At the end of this exercise, I was left with 50 variables out of the initial 79 to do additional work on for this analysis.
Using Data to Analyze Variable transformations/Feature engineering
The next step in the data exploration was to look at the distribution of the different variables and to transform them as needed. The outcome or response variable, is the sale price of the home, which is a continuous variable, but with a marked right-ward skew.
I therefore took the natural log of this variable in order to reduce the elasticity and make it appear more normal.
I also logged the other continuous variables such as area in square feet. The year variable was also treated as continuous, but instead of logging it, I transformed it to duration. That is, I got the number of years between the time the house was built to the time it was last sold as per the dataset, and the number of years between the time was remodeled to the time it was last sold.
I then examined the outliers in the continuous variables, and since I did not want to drop any observations, I reset them to the mean.
For all categorical variables, I examined the frequency distribution and the cell counts. Having a background in variance estimation, I am aware that cell-sizes of 1 are very problematic, and indeed small cell-sizes are in general problematic. I therefore combined categories where I could. For example, in terms of roof style, it would appear that gabled roofs are the most popular in Ames, and a majority of the homes (1141 out of 1460 in the train data) have gabled roofs.
The frequencies of other roof-styles are much smaller. I therefore combined all the other roof styles into one category, making the variable “Gabled Roof – yes or no”. Logically this seemed fine, since it would appear that either the market forces or building codes dictate the most common roof style.

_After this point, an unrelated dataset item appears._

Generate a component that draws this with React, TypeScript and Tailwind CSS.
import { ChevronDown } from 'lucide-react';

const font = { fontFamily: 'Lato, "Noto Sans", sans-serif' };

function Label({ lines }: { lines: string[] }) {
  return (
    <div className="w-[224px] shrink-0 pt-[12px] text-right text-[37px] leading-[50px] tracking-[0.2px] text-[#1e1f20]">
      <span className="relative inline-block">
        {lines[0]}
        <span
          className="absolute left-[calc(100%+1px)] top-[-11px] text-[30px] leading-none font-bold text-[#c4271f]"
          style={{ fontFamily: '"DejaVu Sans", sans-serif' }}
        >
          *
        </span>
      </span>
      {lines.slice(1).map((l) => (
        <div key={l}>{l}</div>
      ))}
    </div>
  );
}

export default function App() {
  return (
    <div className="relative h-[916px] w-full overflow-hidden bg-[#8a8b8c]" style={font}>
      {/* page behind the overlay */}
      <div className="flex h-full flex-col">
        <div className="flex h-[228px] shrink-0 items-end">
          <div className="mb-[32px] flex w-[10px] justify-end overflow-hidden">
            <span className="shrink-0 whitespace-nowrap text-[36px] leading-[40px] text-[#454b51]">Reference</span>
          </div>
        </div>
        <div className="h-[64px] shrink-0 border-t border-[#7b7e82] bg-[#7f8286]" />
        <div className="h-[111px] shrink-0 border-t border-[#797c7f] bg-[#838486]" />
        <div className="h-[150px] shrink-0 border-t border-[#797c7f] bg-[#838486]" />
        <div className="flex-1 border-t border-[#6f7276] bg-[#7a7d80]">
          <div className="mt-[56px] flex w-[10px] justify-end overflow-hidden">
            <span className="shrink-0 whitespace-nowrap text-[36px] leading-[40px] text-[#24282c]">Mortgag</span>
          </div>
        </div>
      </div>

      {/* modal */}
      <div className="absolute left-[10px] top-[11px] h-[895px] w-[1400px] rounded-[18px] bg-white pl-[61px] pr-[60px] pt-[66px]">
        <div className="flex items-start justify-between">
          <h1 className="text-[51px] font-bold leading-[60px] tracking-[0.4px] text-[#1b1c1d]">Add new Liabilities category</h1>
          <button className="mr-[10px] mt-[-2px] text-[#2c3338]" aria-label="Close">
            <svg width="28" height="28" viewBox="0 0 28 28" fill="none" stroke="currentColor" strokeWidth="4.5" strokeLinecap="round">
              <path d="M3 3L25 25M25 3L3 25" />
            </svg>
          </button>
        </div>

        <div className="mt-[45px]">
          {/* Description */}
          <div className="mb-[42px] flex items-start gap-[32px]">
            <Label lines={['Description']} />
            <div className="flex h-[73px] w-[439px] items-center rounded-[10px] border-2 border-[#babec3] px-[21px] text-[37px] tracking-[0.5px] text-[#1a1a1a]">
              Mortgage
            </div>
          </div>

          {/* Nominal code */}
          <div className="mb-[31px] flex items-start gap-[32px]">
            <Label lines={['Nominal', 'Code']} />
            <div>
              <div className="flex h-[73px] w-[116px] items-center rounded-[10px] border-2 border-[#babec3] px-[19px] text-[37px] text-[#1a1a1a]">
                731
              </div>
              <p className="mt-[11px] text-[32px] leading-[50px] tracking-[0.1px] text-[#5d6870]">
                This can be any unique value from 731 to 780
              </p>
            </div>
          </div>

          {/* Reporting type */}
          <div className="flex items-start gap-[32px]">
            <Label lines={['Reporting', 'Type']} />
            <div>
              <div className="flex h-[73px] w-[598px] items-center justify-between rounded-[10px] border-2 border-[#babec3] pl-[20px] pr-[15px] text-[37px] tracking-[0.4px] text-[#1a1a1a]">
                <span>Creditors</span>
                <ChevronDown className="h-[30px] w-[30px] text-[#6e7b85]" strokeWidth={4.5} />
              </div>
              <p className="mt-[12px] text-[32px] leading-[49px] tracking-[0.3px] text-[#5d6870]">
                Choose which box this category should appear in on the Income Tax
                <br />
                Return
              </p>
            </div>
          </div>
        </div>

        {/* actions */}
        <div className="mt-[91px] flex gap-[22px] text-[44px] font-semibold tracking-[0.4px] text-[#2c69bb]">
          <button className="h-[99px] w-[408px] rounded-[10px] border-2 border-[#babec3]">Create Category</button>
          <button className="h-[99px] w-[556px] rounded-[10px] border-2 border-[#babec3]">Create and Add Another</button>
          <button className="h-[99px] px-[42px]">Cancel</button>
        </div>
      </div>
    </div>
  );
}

I did this for all categorical data types after examining their cell frequencies. If a variable had sufficient observations in each cell, I left it as multi-category variable.
Using Data to Analyze Missing values
Another set of categorical variables had large numbers of missing values to indicate the absence of the feature. For example, there were large numbers of missing values for basement, garage, fence, pool, and fireplace, to indicate that the house did not have these features. In such cases, I changed the missing values to zero to better indicate the absence of that feature.

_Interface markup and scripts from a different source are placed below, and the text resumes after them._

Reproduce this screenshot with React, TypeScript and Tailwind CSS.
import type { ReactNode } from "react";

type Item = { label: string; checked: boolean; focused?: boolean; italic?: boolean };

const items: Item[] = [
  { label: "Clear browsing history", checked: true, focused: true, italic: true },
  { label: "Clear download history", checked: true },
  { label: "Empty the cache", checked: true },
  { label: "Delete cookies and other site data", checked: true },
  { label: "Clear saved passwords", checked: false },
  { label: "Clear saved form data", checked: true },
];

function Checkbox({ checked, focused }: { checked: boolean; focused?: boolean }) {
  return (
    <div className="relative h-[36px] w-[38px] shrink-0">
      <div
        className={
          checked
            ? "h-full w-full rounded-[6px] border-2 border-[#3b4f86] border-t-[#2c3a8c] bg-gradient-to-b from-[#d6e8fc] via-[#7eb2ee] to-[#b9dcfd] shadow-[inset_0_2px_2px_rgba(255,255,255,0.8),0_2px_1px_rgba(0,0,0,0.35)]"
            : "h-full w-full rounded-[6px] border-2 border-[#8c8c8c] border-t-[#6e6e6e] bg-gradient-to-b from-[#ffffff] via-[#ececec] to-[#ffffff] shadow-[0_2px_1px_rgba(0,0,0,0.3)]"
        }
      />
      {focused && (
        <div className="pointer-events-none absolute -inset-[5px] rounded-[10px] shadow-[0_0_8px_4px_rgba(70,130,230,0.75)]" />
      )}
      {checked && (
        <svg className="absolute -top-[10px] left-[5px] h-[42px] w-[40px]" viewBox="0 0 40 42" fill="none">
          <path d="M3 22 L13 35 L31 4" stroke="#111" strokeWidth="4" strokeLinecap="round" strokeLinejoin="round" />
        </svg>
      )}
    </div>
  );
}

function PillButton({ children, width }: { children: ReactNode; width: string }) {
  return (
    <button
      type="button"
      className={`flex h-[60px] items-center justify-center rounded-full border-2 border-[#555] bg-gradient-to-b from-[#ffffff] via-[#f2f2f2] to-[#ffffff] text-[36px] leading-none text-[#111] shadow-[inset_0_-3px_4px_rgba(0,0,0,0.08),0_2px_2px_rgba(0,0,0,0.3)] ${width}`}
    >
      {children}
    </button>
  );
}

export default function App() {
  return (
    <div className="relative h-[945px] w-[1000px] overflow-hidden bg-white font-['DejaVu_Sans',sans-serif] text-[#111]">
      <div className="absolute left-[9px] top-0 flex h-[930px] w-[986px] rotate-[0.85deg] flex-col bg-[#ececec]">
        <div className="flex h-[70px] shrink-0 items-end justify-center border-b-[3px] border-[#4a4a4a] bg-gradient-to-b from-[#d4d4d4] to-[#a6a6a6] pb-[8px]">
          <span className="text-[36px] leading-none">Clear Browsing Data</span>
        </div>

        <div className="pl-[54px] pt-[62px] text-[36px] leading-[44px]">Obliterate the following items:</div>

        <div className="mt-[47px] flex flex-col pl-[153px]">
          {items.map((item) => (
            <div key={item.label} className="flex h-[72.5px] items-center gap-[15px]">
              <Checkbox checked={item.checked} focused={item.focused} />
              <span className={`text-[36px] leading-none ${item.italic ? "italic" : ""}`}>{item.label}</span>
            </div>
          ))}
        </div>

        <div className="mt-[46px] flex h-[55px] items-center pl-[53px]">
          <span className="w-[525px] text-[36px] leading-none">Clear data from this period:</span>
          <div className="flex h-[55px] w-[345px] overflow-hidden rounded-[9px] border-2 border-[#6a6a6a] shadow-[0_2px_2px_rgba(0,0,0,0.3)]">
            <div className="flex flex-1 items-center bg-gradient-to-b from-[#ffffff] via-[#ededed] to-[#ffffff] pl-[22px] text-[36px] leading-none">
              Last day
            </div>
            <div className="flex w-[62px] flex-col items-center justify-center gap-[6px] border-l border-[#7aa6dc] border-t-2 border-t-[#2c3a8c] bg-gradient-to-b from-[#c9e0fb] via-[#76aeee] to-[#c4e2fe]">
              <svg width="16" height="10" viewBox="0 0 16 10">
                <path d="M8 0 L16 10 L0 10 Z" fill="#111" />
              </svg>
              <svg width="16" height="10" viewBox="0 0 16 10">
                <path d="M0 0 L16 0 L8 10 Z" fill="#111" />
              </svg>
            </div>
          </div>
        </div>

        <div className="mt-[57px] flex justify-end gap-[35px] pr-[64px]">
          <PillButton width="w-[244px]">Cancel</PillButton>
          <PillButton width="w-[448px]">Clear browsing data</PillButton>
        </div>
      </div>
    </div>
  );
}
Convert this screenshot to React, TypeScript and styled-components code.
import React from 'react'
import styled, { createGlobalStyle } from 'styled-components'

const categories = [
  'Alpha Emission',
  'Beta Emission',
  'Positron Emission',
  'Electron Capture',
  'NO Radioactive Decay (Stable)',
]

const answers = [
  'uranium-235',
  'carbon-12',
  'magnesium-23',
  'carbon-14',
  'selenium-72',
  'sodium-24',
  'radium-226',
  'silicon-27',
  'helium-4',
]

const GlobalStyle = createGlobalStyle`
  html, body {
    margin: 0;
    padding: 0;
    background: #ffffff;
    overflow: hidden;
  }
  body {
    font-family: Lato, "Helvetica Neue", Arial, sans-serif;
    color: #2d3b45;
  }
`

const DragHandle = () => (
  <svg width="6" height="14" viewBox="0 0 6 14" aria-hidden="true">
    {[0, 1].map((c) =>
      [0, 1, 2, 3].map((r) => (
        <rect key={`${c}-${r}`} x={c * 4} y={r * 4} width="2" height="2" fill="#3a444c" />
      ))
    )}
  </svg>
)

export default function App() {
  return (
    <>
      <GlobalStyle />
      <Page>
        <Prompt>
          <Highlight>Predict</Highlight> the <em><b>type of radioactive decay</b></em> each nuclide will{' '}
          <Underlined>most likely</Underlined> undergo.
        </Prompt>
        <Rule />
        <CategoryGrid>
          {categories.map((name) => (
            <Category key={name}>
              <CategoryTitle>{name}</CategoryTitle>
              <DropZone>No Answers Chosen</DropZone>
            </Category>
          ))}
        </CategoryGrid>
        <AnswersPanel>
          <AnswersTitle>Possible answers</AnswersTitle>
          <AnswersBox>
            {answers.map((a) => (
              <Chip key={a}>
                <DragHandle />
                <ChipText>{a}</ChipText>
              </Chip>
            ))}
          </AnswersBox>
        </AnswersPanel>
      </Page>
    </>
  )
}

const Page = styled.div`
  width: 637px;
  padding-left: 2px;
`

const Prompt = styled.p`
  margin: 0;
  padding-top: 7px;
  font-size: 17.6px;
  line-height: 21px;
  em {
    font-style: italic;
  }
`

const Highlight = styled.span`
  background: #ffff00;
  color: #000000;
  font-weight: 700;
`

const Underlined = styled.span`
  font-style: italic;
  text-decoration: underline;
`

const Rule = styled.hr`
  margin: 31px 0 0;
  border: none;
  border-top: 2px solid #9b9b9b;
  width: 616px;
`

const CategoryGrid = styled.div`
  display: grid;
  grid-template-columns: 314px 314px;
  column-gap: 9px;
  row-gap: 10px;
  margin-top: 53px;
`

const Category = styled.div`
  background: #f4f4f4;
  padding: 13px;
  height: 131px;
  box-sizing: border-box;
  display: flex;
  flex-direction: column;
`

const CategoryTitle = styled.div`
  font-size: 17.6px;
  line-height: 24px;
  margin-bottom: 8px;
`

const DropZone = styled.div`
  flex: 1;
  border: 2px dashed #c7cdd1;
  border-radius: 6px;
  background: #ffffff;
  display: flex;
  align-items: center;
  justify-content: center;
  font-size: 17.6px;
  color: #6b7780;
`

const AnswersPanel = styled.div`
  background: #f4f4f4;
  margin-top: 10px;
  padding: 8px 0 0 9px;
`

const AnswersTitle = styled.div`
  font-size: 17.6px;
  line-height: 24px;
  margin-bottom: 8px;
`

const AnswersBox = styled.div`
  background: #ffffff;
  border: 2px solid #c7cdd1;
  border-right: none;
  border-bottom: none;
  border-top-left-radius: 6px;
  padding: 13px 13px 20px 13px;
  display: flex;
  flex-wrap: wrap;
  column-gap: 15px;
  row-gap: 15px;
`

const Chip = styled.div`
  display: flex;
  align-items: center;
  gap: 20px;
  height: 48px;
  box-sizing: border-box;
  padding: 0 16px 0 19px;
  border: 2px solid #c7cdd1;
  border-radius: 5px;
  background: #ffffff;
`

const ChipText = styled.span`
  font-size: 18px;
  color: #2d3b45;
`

There is a caveat here however. Basement had a number of different categorical variables to describe it. However, the missing values here were inconsistent, which indicated that at least some were true missings rather than indicating the absence of a basement. I therefore set to zero only those observations where all the basement variables were missing. Anything else was treated as a true missing. Other variables such masonry-veneer-type also had multiple true missings.
All true missing values across variables were imputed using KNN Impute.

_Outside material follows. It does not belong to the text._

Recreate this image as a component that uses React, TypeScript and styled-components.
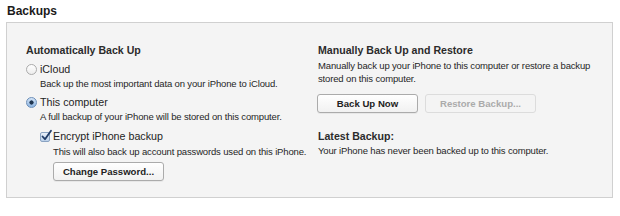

Using Data to Analyze Additional feature selection
Once the variables were transformed, I ran them through a forward AIC model to further narrow down the number of variables to be included in the final models. In the end, I had selected 31 variables to include in the final regression models.
Using Data to Analyze Regression models used
To predict the sale price of a home, I ran various models, and checked to see which provided the best prediction. The models included the following:
- The ordinary least squares model (OLS)
- Ridge regression
- Lasso regression
- Elastic-Net regression
- Gradient Boosting regression
- Decision Tree regression
- Random Forest regression
All models, except the OLS were run using grid-search with a 10-fold cross-validation.
I checked the model fit of each model using three metrics – the R-square, the Mean Square Error (MSE) and the Root Mean Square Error (RMSE). The best fit model would have the highest R-square, and the lowest MSE and RMSE.
Here’s what these metrics looked like for each model, along with the graph of the fit:
- R-square of .889
- MSE of 0.017
- RMSE of 0.129
This model fits the data well, although there is some over and under-fitting at the extremes.
- Tuned Ridge:
- R-square of .870
- MSE of 0.017
- RMSE of 0.129
As with the OLS, this model fits the data fairly well, but again with some over and under-estimation at the extremes.
- Tuned Lasso:
- R-square of .821
- MSE of 0.027
- RMSE of 0.164
Unlike the OLS and Ridge models, this does not fit the data well at all.
- Tuned Elastic-Net
- R-square of .662
- MSE of 0.051
- RMSE of 0.226
The metrics and the graph show clearly that this is not a good model for predicting home prices with this set of variables.
- Gradient Boosting Regression:
- R-square of .842
- MSE of 0.020
- RMSE of 0.141
Although the metrics for the gradient boosting regression are not as good as the OLS and the Ridge regression, it nevertheless fits seems to fit the data very well.
- Decision Tree:
- R-square of .764
- MSE of 0.017
- RMSE of 0.129
The metrics for the decision-tree show that it does not fit the data well at all. However, the graph is as expected for a decision tree, and shows the clustering of the data at different nodes.
- Random Forest:
- R-square of .779
- MSE of 0.026
- RMSE of 0.129
The metrics and the graph both show that the random forest does not fit the data well at all. There is significant over and under-estimation of data points and not just at the extremes.
Based on the metrics to determine the fit as well as the graphs, I chose the following models as being the best fit for the data:
- The OLS
- The Ridge regression
- The Gradient boosting regression
I submitted these to Kaggle for a score, and the OLS, which did in fact have the best fit of all the models, obtained the best score.
From a variance estimation and traditional statistics perspective, there are a few issues to make a note of, though they matter less for prediction models.
- The clustering effect of the neighborhood variable.
- The significant spatial-autocorrelation in the dataset. This violates the assumptions of the OLS.
- The very large standard errors around the estimates in the OLS.
Admittedly, they matter less for prediction models, but nevertheless, it is important to be aware of these issues.
Overall, this was an interesting exercise, and one that really brought home to me the predictive power of the different machine learning models. In the future, I would like to run a support-vector machine regression on these data, and also try including the full feature set (appropriately transformed and adjusted).